Here you can find the commented source code of tsaccuratetrim_rv_pa:

#!/bin/bash
#Accurate trimmig of .ts (H264-AAC) based in ffmpeg 
#Strategy: re-encode video & parse audio keeping the AV delay
#
#This script requires ffmpeg (ffmpeg, ffprobe, libxml2-utils (xmllint)) 
#
#Version: 1.0
#
#Usage:
# tsaccuratetrim_rv_pa source destTSvideo destTSaudio IN/DUR timeIN
#
#Examples:
# tsaccuratetrim_rv_pa source.ts destvideo.ts destaudio.ts IN 1.32
#
# tsaccuratetrim_rv_pa source.ts destvideo.ts destaudio.ts DUR 2.33

#Set global vars 
#----------------------------
ffmpeg="ffmpeg"
ffprobe="ffprobe"
xmllint="xmllint"
getinfoparams="-print_format xml -show_streams"

#Set in vars
#----------------------------
sourceTS=$1
destTSvideo=$2
destTSaudio=$3
trimtype=$4
timetrim=$5

#Set intermediate files 
#----------------------------
sourceinfoxml=${sourceTS}.xml
rawvideo=${sourceTS}.h264
rawtrimmedaudio=${sourceTS}.aac
rawtrimedvideo=${sourceTS}_trimmed.h264

#Clean
#----------------------------
rm -f $sourceinfoxml  
rm -f $rawvideo
rm -f $rawtrimmedaudio
rm -f $rawtrimedvideo
rm -f $destTSvideo
rm -f $destTSaudio
rm -f $destMP4

#Create video information file
#----------------------------
${ffprobe} $sourceTS ${getinfoparams} > ${sourceinfoxml}
if [ "$?" != "0" ]; then
	echo "Error getting TS information!" 1>&2
	exit 1
fi

#Load information data
#----------------------------
numvideotracks=$(${xmllint} --xpath "count(/ffprobe/streams/stream[@codec_type='video'])" ${sourceinfoxml})
videocoder=$(${xmllint} --xpath "string(//ffprobe/streams/stream[@codec_type='video']/@codec_name)" ${sourceinfoxml})
videocodingprofilesrc=$(${xmllint} --xpath "string(//ffprobe/streams/stream[@codec_type='video']/@profile)" ${sourceinfoxml})
videocodingleveloriginal=$(${xmllint} --xpath "string(//ffprobe/streams/stream[@codec_type='video']/@level)" ${sourceinfoxml})
videobitrate=$(${xmllint} --xpath "string(//ffprobe/streams/stream[@codec_type='video']/@bit_rate)" ${sourceinfoxml})
videoduration=$(${xmllint} --xpath "string(//ffprobe/streams/stream[@codec_type='video']/@duration)" ${sourceinfoxml})
videoindex=$(${xmllint} --xpath "string(//ffprobe/streams/stream[@codec_type='video']/@index)" ${sourceinfoxml})

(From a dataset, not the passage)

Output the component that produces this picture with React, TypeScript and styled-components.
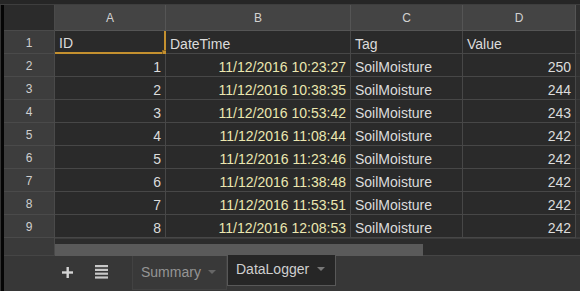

#Correct the level string from XX to X.X (Ex: 31 to 3.1)
#----------------------------
if [ ${#videocodingleveloriginal} == "2" ]; then
	videocodinglevel=${videocodingleveloriginal:0:1}.${videocodingleveloriginal:1:1}
else
	videocodinglevel=$videocodingleveloriginal
fi

#Adapt the profile name
videocodingprofile=${videocodingprofilesrc,,}
if [[ $videocodingprofile == *"baseline"* ]]; then
	videocodingprofile="baseline"
fi

#Check allowed profiles
if [ ${videocodingprofile} != "baseline" ] && [ ${videocodingprofile} != "main" ] && [ ${videocodingprofile} != "high" ]; then
	echo "Error the profile is ${videocodingprofile} is not allowed!" 1>&2
	exit 1
fi

#Approximate the video bitrate using the file length
#----------------------------
if [ ${#videobitrate} == "0" ]; then
	sourcefilesize=$(stat -c %s ${sourceTS})
	videobitrate=$(bc <<< "scale=0;(${sourcefilesize}*8)/${videoduration}") fi #To check #---------------------------- echo "Num video tracks: $numvideotracks" 1>&2
echo "Video codec is: $videocoder" 1>&2
echo "Video bitrate is: $videobitrate" 1>&2
echo "Video duration is: $videoduration" 1>&2
echo "Profile is: $videocodingprofile" 1>&2
echo "Level is: $videocodingleveloriginal" 1>&2
echo "Level length: ${#videocodingleveloriginal}" 1>&2
echo "Level modified is: $videocodinglevel" 1>&2
echo "Video index is: $videoindex" 1>&2

#Validate input TS
#----------------------------
if [ $numvideotracks != "1" ]; then
	echo "Error number of video tracks. Must be 1 video track in input TS!" 1>&2
	exit 1
fi
if [ $videocoder != "h264" ]; then
	echo "Error video codec. Must be h264" 1>&2
	exit 1
fi

#Set video encoding modifiers
#----------------------------
#This must be copied from input file video stream (OK from xml, bitrate approx from filesize / duration)
videoencodingparams="-vcodec libx264 -profile:v ${videocodingprofile} -level ${videocodinglevel} -b:v ${videobitrate}" 

#To check
#echo "videoencodingparams is: $videoencodingparams"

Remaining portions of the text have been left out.